We can then turn this very naturally into a function in Racket.

(: tree-size (-> IntTree Integer))
;; Counts the number of nodes in the given binary tree
(define (tree-size t)
  (match t
    ['Empty 0]
    [(IntNode _ left right) (+ 1 (tree-size left) (tree-size right))]))

Suppose now that we wanted to determine whether a value, say $k$, is stored in our tree. Again, we consider how to solve this recursively. There are two possibilities for our tree: it's empty or it's not. If our tree is empty, then it obviously does not contain $k$.

But what if our tree is a node? One thing we can do is check whether the value in our node is $k$. If it is, then we can report that our tree does contain $k$. But what if it isn't? Well, it might be in one of the two subtrees. So if it is in either one of our subtrees, we can report this fact.
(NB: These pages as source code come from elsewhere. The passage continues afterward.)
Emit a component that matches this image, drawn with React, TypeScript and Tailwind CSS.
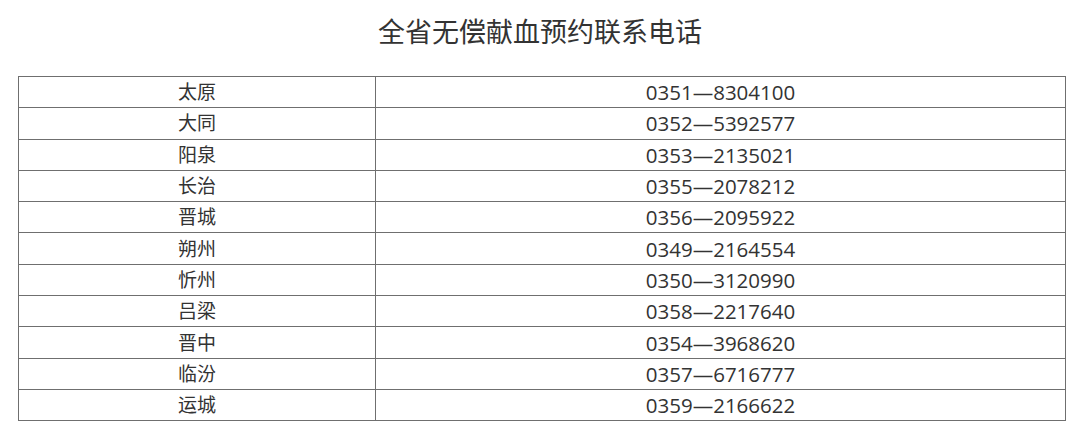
const rows: [string, string][] = [
  ["太原", "0351—8304100"],
  ["大同", "0352—5392577"],
  ["阳泉", "0353—2135021"],
  ["长治", "0355—2078212"],
  ["晋城", "0356—2095922"],
  ["朔州", "0349—2164554"],
  ["忻州", "0350—3120990"],
  ["吕梁", "0358—2217640"],
  ["晋中", "0354—3968620"],
  ["临汾", "0357—6716777"],
  ["运城", "0359—2166622"],
];

export default function App() {
  return (
    <div
      className="w-[1080px] h-[428px] bg-white text-[#333] overflow-hidden"
      style={{ fontFamily: '"Open Sans", "Noto Sans CJK SC", sans-serif' }}
    >
      <h1 className="pt-[14px] h-[76px] text-center text-[27px] leading-[36px] font-normal">
        全省无偿献血预约联系电话
      </h1>
      <table className="ml-[18px] w-[1048px] border-collapse table-fixed">
        <colgroup>
          <col className="w-[357px]" />
          <col />
        </colgroup>
        <tbody>
          {rows.map(([city, phone]) => (
            <tr key={city} className="h-[31.3px]">
              <td className="border border-[#6f6f6f] p-0 text-center text-[19px] leading-[30px]">
                {city}
              </td>
              <td className="border border-[#6f6f6f] p-0 text-center text-[20.5px] leading-[30px]">
                {phone}
              </td>
            </tr>
          ))}
        </tbody>
      </table>
    </div>
  );
}
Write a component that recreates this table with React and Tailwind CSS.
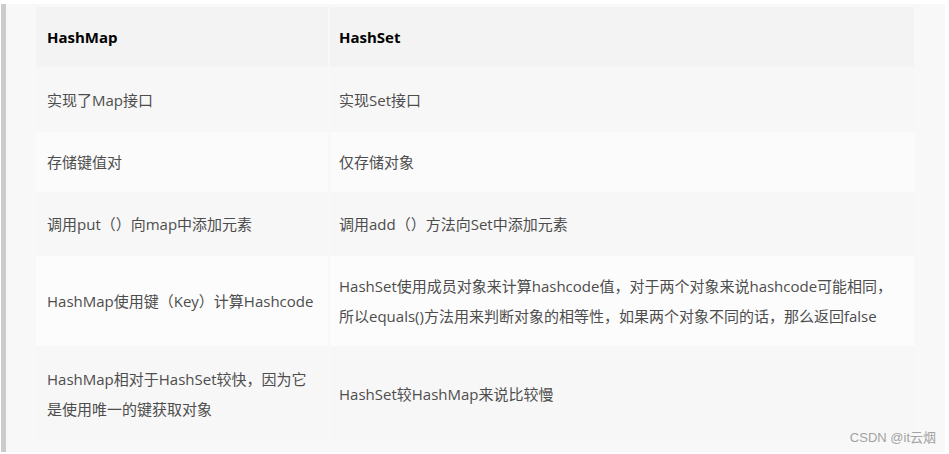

Otherwise, we know the tree doesn't contain $k$.

Let's call this $\operatorname{contains}(T,k)$ and let's call the value stored in the node at $T$ (if it's a node) $\operatorname{value}(T)$. This is going to be a boolean: it's either true or false that $T$ contains $k$. We then have two possibilities.

If $T$ is empty, then $\operatorname{contains}(T,k) = \texttt{false}$.
If $T$ is a node, then \[\operatorname{val}(T) = k \texttt{ or } \operatorname{contains}(T_\ell, k) \texttt{ or } \operatorname{contains}(T_r, k).\]

This gives us the following code.

(: tree-search (-> IntTree Integer Boolean))
;; Returns true if the given integer is in the tree
(define (tree-search t k)
  (match t
    ['Empty #f]
    [(IntNode val left right) (or (= k val)
                                  (tree-search left k) 
                                  (tree-search right k))]))

This looks very similar to the definition we worked out and the other definitions we saw before. Again, it's helpful to keep the idea of using the recursive definition of the structure you're working on in mind when coming up with recursive programs.